April 18, 2009
Four of the nine commissioners from Thailand’s National Anti-Corruption Commission spent this week in Washington describing their anti-corruption efforts and learning more about the American model. I had the opportunity to meet with them informally earlier today. They are a committed and forward-leaning team. They maintained a rigorous schedule all week in order to make the most of their time in Washington.

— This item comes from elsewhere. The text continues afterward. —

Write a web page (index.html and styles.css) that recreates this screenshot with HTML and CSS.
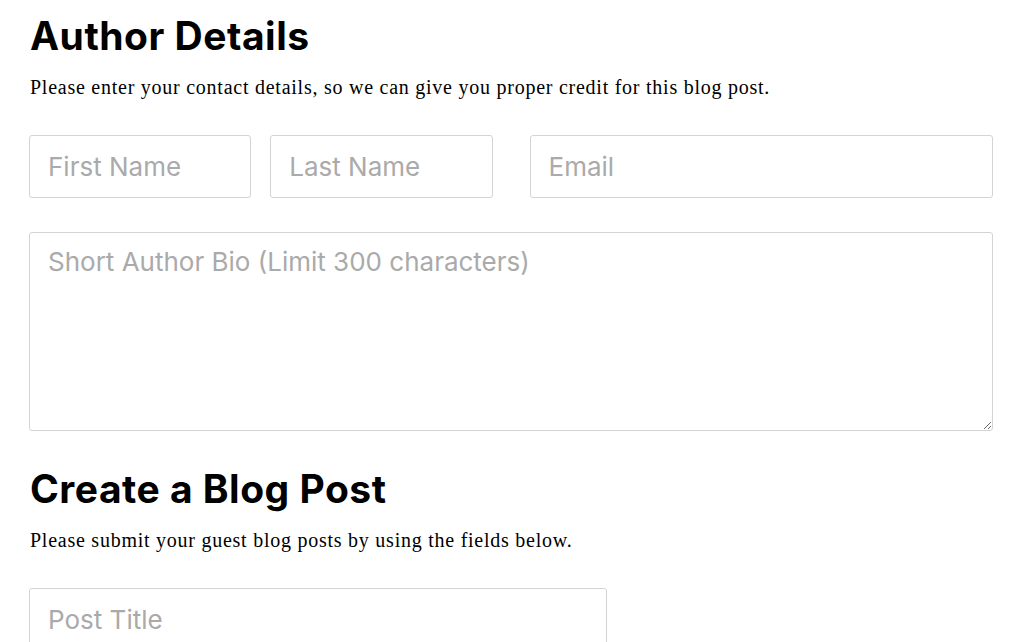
FILE: index.html
```html
<!DOCTYPE html>
<html>
<head>
    <meta charset="UTF-8">
    <link rel="stylesheet" href="styles.css">
</head>
<body>
    <form class="guest-form">
        <h1>Author Details</h1>
        <p class="intro">Please enter your contact details, so we can give you proper credit for this blog post.</p>

        <div class="row">
            <div class="name-fields">
                <input type="text" placeholder="First Name">
                <input type="text" placeholder="Last Name">
            </div>
            <input type="email" placeholder="Email">
        </div>

        <textarea class="bio" placeholder="Short Author Bio (Limit 300 characters)"></textarea>

        <h1>Create a Blog Post</h1>
        <p class="intro">Please submit your guest blog posts by using the fields below.</p>

        <input type="text" class="post-title" placeholder="Post Title">
    </form>
</body>
</html>
```

FILE: styles.css
```css
body {
    margin: 0;
    background-color: #fff;
    color: #000;
}

.guest-form {
    padding: 12px 31px 0 29px;
}

h1 {
    font-family: Inter, "Noto Sans", sans-serif;
    font-weight: 700;
    font-size: 39px;
    line-height: 47px;
    letter-spacing: 0.5px;
    margin: 0 0 0 1px;
}

.intro {
    font-family: "Liberation Serif", serif;
    font-size: 20px;
    line-height: 26px;
    letter-spacing: 0.75px;
    margin: 15px 0 35px 1px;
}

input, textarea {
    box-sizing: border-box;
    font-family: Inter, "Noto Sans", sans-serif;
    font-size: 26px;
    color: #333;
    border: 1px solid #d4d4d4;
    border-radius: 3px;
    padding: 0 18px;
    background: #fff;
    outline: none;
}

input::placeholder, textarea::placeholder {
    color: #aaa;
}

input {
    height: 63px;
}

.row {
    display: grid;
    grid-template-columns: 1fr 1fr;
    gap: 37px;
    margin-bottom: 34px;
}

.name-fields {
    display: grid;
    grid-template-columns: 1fr 1fr;
    gap: 19px;
}

.row input {
    width: 100%;
}

.bio {
    display: block;
    width: 100%;
    height: 199px;
    padding: 13px 18px;
    margin-bottom: 34px;
    resize: vertical;
}

.post-title {
    width: 60%;
}
```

By the time we met, they were conversant in the language of FCPA enforcement, but they hadn’t heard of facilitating payments. When I asked their opinion of this exception under the FCPA, they first looked a little embarrassed for me, -- as if I couldn’t possible have it right. When I insisted, they looked startled. In a lively exchange, we discussed the exception under the FCPA using, for example, US companies making payments to Thai customs officials to expedite routine, non-discretionary tasks. When they finally concluded that the confusion couldn’t be chalked up to a linguistic problem, they looked quite horrified. “We would consider that a bribe. We would prosecute that.” And, finally: “If that is in your law, please fix it.”
We complain about the constant harassment abroad for petty pay-offs and the failure on the part of foreign enforcement agencies to deter bribe-demands by their government officials. It’s worth considering the message we send when we explain to these officials that, when it comes to facilitating payments at least, they’re on their own.